Confidence Without Competence in AI-Assisted Knowledge Work
Elena Eleftheriou, George Pallis, Marios Constantinides
TLDR
This paper explores how different AI interaction designs can improve learning and reduce overconfidence in students using LLMs.
Key contributions
- Identified that standard LLM use leads to high perceived understanding but low actual learning.
- Designed Deep3, a system with future-self explanations, contrastive learning, and guided hints.
- Future-self explanations align perceived and actual understanding despite higher cognitive workload.

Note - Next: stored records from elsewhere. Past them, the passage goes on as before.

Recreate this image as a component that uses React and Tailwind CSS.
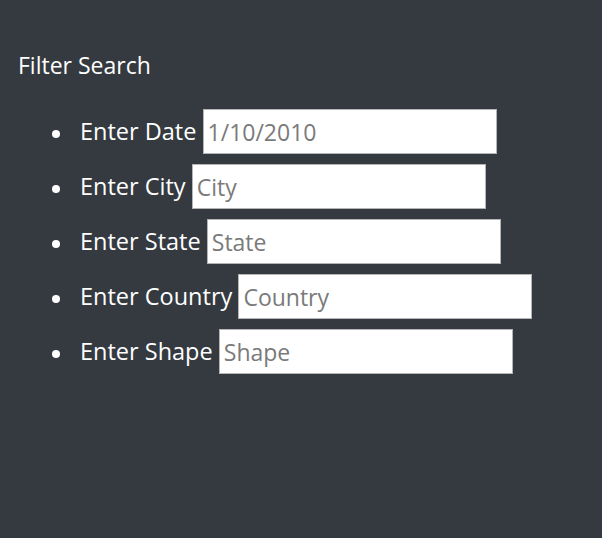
export default function App() {
  const rows = [
    ["Enter Date", "1/10/2010"],
    ["Enter City", "City"],
    ["Enter State", "State"],
    ["Enter Country", "Country"],
    ["Enter Shape", "Shape"],
  ];
  return (
    <div className="h-[538px] w-[602px] bg-[#343a40] text-white pt-[49px] pl-[18px]" style={{ fontFamily: '"Open Sans", sans-serif' }}>
      <div className="text-[23px] leading-[32px]">Filter Search</div>
      <ul className="mt-[28px] list-none pl-[34px] flex flex-col gap-[11px] text-[23.5px]">
        {rows.map(([label, ph]) => (
          <li key={label} className="h-[44px] leading-[44px]">
            <span className="inline-block align-middle w-[8px] h-[8px] rounded-full bg-white mr-[20px]" />
            {label}{" "}
            <input
              placeholder={ph}
              className="relative -top-[2px] align-middle h-[45px] w-[294px] bg-white border border-[#b5b5b5] px-[4px] text-[23px] text-black placeholder:text-[#7a7a7a]"
            />
          </li>
        ))}
      </ul>
    </div>
  );
}
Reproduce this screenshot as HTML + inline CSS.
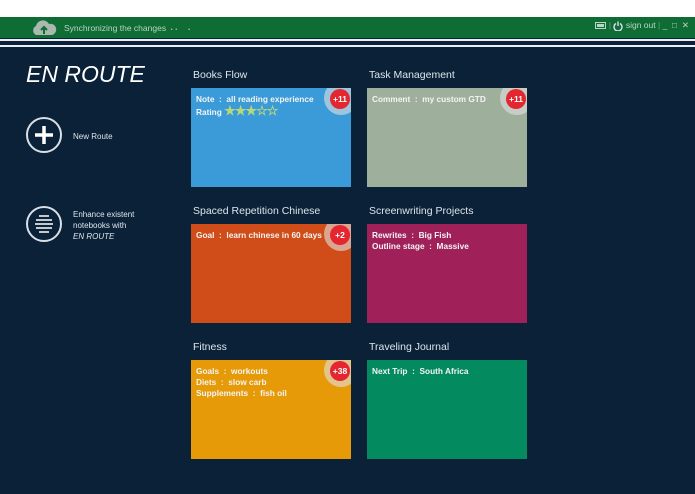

- Guided hints achieved the largest learning gains without a proportional increase in user frustration.
Why it matters
This research highlights a critical issue: AI tools can foster overconfidence without actual competence. It offers practical interaction designs that can mitigate this, helping students truly learn. The findings are crucial for developing more effective and responsible AI-assisted learning environments.
Original Abstract
Large Language Models (LLMs) are widely used by students, yet their tendency to provide fast and complete answers may discourage reflection and foster overconfidence. We examined how alternative LLM interaction designs support deeper thinking without excessively increasing cognitive burden. We conducted a two-phase mixed-methods study. In Phase 1, interviews with 16 Gen Z students informed the design of Deep3, a web-based system with three interaction modes: \emph{a)} future-self explanations, \emph{b)} contrastive learning, and \emph{c)} guided hints. In Phase 2, we evaluated Deep3 with 85 participants across two learning tasks. We found that a standard single-agent baseline produced high perceived understanding despite the lowest objective learning. In contrast, future-self explanations imposed higher cognitive workload yet yielded the closest alignment between perceived and actual understanding, while guided hints achieved the largest learning gains without a proportional increase in frustration. These findings show that effort, confidence, and learning systematically diverge in LLM-supported work.